All Real Rights are therefore dependent on both the CPR and ESCR, they reinforce each other. Instead of viewing them as legal tools to leverage inefficient states we must see them as rallying point to remove existing governments, and replace them with those that can guarantee and protect all Human Rights without a hierarchy to them.
The only value Human Rights now have is to give us a common language in our respective liberation struggles. A list of collective demands.
With that in mind we refer the question of “Real Rights” back to the question of do the poor care? We think they do not know. They were never asked. They did not partake in the length deliberations or conferences to draft these rights nor were they asked to elect the political leaders who signed off on them. With over 1/3 of the Human race living in some degree of poverty I think it useful to measure the social merit of an instrument in relation to its liberatory capacity for the most impoverished. In that regard I conclude that real rights are based on three criteria. Their ability to be enforced and defended, their articulation in the UDHR and supporting instruments, and their merit in linking the civil political directly to the economic and social.

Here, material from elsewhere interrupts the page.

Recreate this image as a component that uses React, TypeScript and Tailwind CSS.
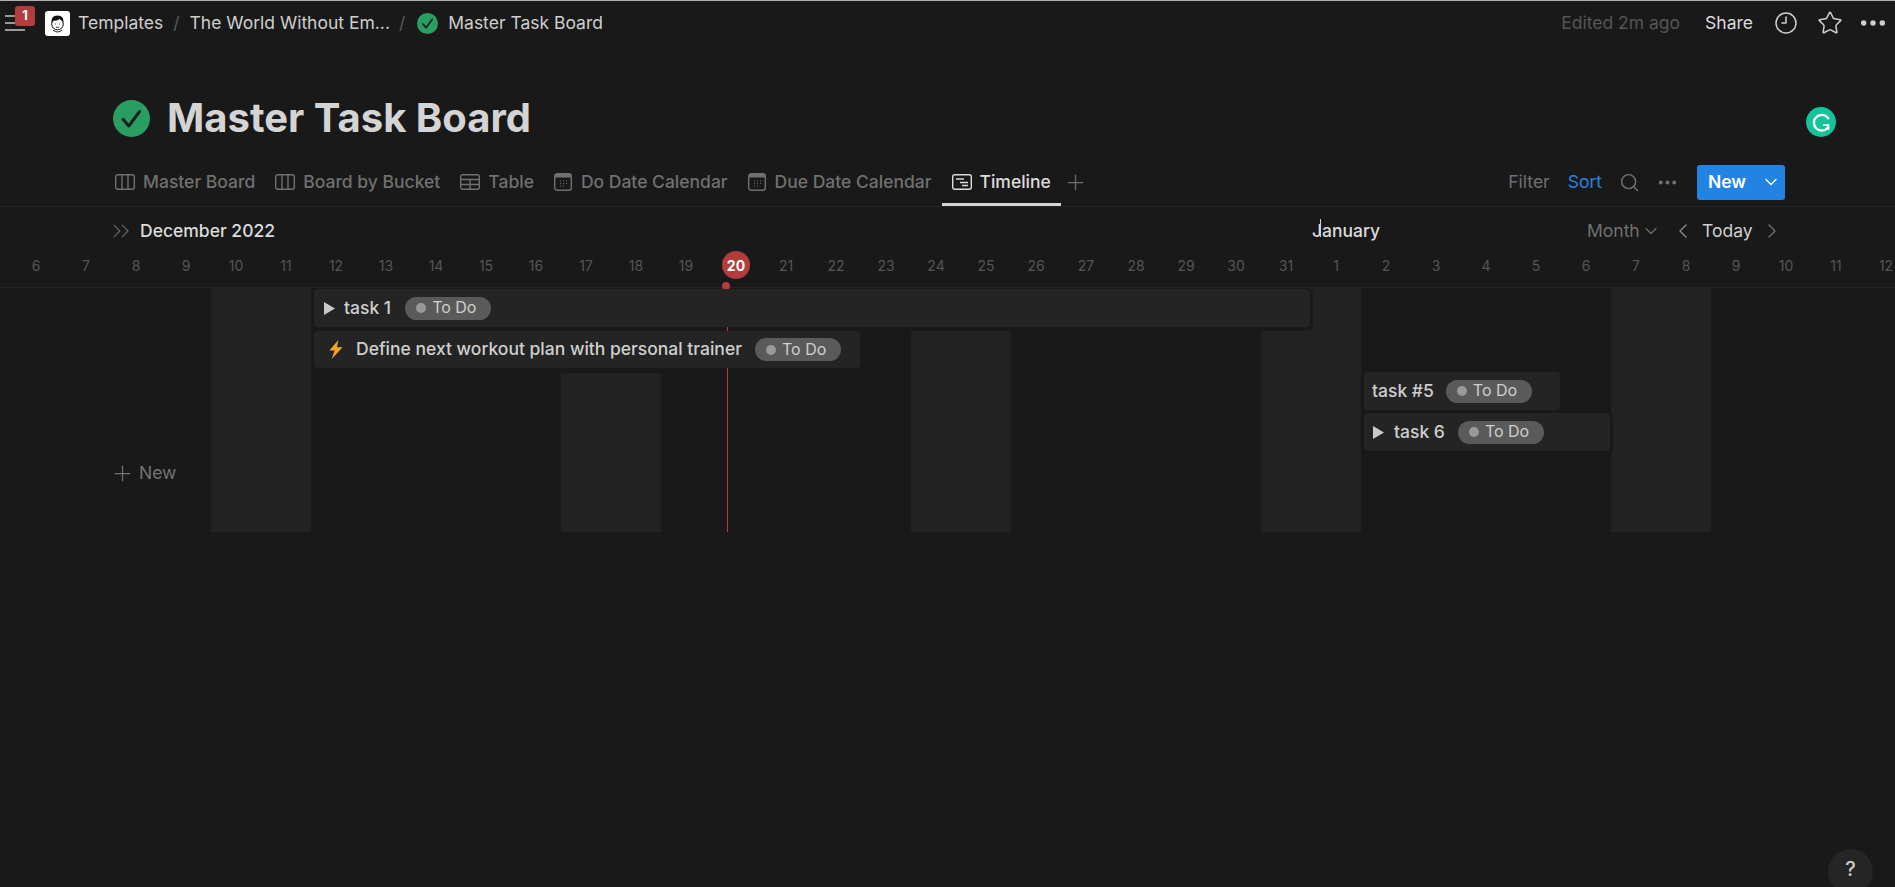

We, like billions of other human beings were not party to the creation of these documents, nor do we believe that the act of codifying them was the act of granting us real rights, real protections from government and the elites. We embrace them as a framework because they are consistent. As a baseline they are an adequate tool to begin to understand our collective demands for human development and freedom. Suffice to say they will be won with struggle and via building up the global resistance. Not more banal conferences, frameworks and pedantic liberal debates on the fate of the long-suffering poor. Before we speak of rights in depth let us analyze our needs.